Nope. that's been "guessed at" or speculated more than once, and I've covered it with schematics, diagrams, etc.
NO resistor.

Also - the glow is NOT NORMAL. Period.
When I test the alternators _I_ restore and rebuild, I use a test setup I made that has a DASH LIGHT bulb and socket included in the circuit. I have a switch to emulate the ignition switch, a bulb wired in just like an AMC would have, and it's wired much like an AMC car.
When I test I cup my hand over the bulb to ensure I don't see even a hint of orange or glow. If I see anything, I test the components again........... and replace as necessary.
The problem - and I mean PROBLEM - with Rockauto and other reman alternators is that they use CHEAP replacement parts often NOT IN SPEC. I don't give a #$$%& what they say about tested output and so on - it's CHEAP STUFF, period.
I have myself found replacement parts I've had to trash (because my sources for some stuff is drying up).

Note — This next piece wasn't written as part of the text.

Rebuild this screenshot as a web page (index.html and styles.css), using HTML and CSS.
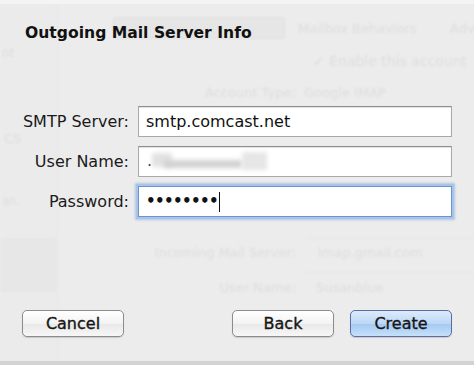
FILE: index.html
```html
<!DOCTYPE html>
<html>
<head>
<meta charset="utf-8">
<link rel="stylesheet" href="styles.css">
</head>
<body>
<div class="window">
  <div class="ghost" aria-hidden="true">
    <div class="g-sidebar"></div>
    <div class="g-sidebar-sel"></div>
    <div class="g-tab"></div>
    <div class="g-text g-tab2">Mailbox Behaviors</div>
    <div class="g-text g-tab3">Adv</div>
    <div class="g-text g-enable">✓ Enable this account</div>
    <div class="g-text g-type">Account Type:&nbsp;&nbsp;Google IMAP</div>
    <div class="g-line g-line1"></div>
    <div class="g-line g-line2"></div>
    <div class="g-text g-inc">Incoming Mail Server:</div>
    <div class="g-text g-incv">imap.gmail.com</div>
    <div class="g-text g-un">User Name:</div>
    <div class="g-text g-unv">Susanblue</div>
    <div class="g-text g-s1">nt</div>
    <div class="g-text g-s2">CS</div>
    <div class="g-text g-s3">an.</div>
  </div>

  <div class="sheet">
    <h1 class="title">Outgoing Mail Server Info</h1>
    <div class="form">
      <label class="label">SMTP Server:</label>
      <div class="field">smtp.comcast.net</div>
      <label class="label">User Name:</label>
      <div class="field">
        <span class="blur-wrap">
          <span class="dot">.</span>
          <span class="blur b1"></span>
          <span class="blur b2"></span>
          <span class="blur b3"></span>
        </span>
      </div>
      <label class="label">Password:</label>
      <div class="field focused"><span class="dots">••••••••</span><span class="caret"></span></div>
    </div>
    <div class="buttons">
      <button class="btn">Cancel</button>
      <div class="spacer"></div>
      <button class="btn">Back</button>
      <button class="btn primary">Create</button>
    </div>
  </div>
  <div class="bottom-strip"></div>
</div>
</body>
</html>
```

FILE: styles.css
```css
* { box-sizing: border-box; }
html, body { margin: 0; padding: 0; }
body {
  width: 474px;
  height: 365px;
  overflow: hidden;
  font-family: "DejaVu Sans", "Liberation Sans", sans-serif;
  color: #1a1a1a;
}
.window {
  position: relative;
  width: 474px;
  height: 365px;
  background: #ececec;
  border-top: 4px solid #f4f4f4;
  overflow: hidden;
}
.bottom-strip {
  position: absolute;
  left: 0; right: 0; bottom: 0;
  height: 4px;
  background: #d3d3d3;
}

/* faint window underneath the sheet */
.ghost { position: absolute; inset: 0; filter: blur(0.9px); }
.g-sidebar {
  position: absolute; left: 0; top: 0; bottom: 0; width: 58px;
  border-right: 1px solid #e5e5e5;
  background: #ebebeb;
}
.g-sidebar-sel {
  position: absolute; left: 0; top: 234px; width: 58px; height: 54px;
  background: #e7e7e7;
}
.g-tab {
  position: absolute; left: 113px; top: 13px; width: 172px; height: 22px;
  background: #e6e6e6; border: 1px solid #e0e0e0; border-radius: 3px;
}
.g-text {
  position: absolute;
  font-size: 13px;
  color: #dddddd;
  white-space: nowrap;
}
.g-tab2 { left: 298px; top: 17px; }
.g-tab3 { left: 450px; top: 17px; }
.g-enable { left: 313px; top: 49px; font-size: 14px; }
.g-type { left: 205px; top: 81px; }
.g-line { position: absolute; height: 1px; background: #e3e3e3; left: 306px; right: 0; }
.g-line1 { top: 234px; }
.g-line2 { top: 268px; }
.g-inc { right: 178px; top: 241px; }
.g-incv { left: 318px; top: 241px; }
.g-un { right: 178px; top: 276px; }
.g-unv { left: 316px; top: 276px; }
.g-s1 { left: 2px; top: 42px; font-size: 12px; }
.g-s2 { left: 4px; top: 127px; }
.g-s3 { left: 2px; top: 190px; font-size: 12px; }

/* sheet content */
.sheet {
  position: relative;
  display: flex;
  flex-direction: column;
  height: 357px;
  padding: 0 22px 0 22px;
}
.title {
  margin: 20px 0 0 3px;
  font-size: 15.6px;
  font-weight: bold;
  line-height: 18px;
  color: #111;
}
.form {
  margin-top: 64px;
  display: grid;
  grid-template-columns: 107px 314px;
  column-gap: 9px;
  row-gap: 9px;
  align-items: center;
}
.label {
  text-align: right;
  font-size: 16px;
  color: #1a1a1a;
}
.field {
  position: relative;
  height: 31px;
  background: #fff;
  border: 1px solid #a9a9a9;
  border-top-color: #8e8e8e;
  box-shadow: inset 0 1px 1px rgba(0,0,0,0.12);
  font-size: 16px;
  line-height: 29px;
  padding-left: 7px;
  display: flex;
  align-items: center;
  color: #111;
}
.field.focused {
  border-color: #6b94c9;
  box-shadow: 0 0 0 2px #a7c4ea, 0 0 2px 3px rgba(120,160,220,0.5);
}
.dots { font-size: 15px; font-weight: bold; letter-spacing: -0.6px; }
.caret {
  display: inline-block;
  width: 1px;
  height: 20px;
  background: #111;
  margin-left: 1px;
}
.blur-wrap { position: relative; display: inline-block; width: 125px; height: 24px; }
.dot { position: absolute; left: 1px; top: -4px; font-size: 16px; color: #333; }
.blur { position: absolute; filter: blur(2px); background: #cfcfcf; }
.b1 { left: 6px; top: 3px; width: 20px; height: 14px; background: #e2e2e2; }
.b2 { left: 18px; top: 10px; width: 78px; height: 8px; background: #d2d2d2; }
.b3 { left: 96px; top: 2px; width: 25px; height: 18px; background: #e6e6e6; }

.buttons {
  margin-top: auto;
  margin-bottom: 24px;
  display: flex;
  align-items: center;
}
.spacer { flex: 1; }
.btn {
  width: 102px;
  height: 27px;
  font-family: "DejaVu Sans", "Liberation Sans", sans-serif;
  font-size: 16px;
  color: #161616;
  -webkit-text-stroke: 0.35px #161616;
  background: linear-gradient(#ffffff, #f3f3f3 50%, #e8e8e8 51%, #f7f7f7);
  border: 1px solid #8c8c8c;
  border-radius: 5px;
  box-shadow: 0 1px 1px rgba(0,0,0,0.15);
  padding: 0;
}
.btn + .btn { margin-left: 16px; }
.btn.primary {
  background: linear-gradient(#dcebfb, #bcd8f6 50%, #a3c9f1 51%, #c6e0fa);
  border-color: #5a6ea3;
}
```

I have a bunch of post-1970 diode trios (field diodes) but isolation diodes are near impossible to get now for a reasonable price. I went through THREE isolation diodes before I found one IN spec - and threw away brand new replacement parts. Do you think they would do that? I threw away 30 bucks of new parts because they were far enough out of spec there was the faintest hint of a glow in the light o my test setup.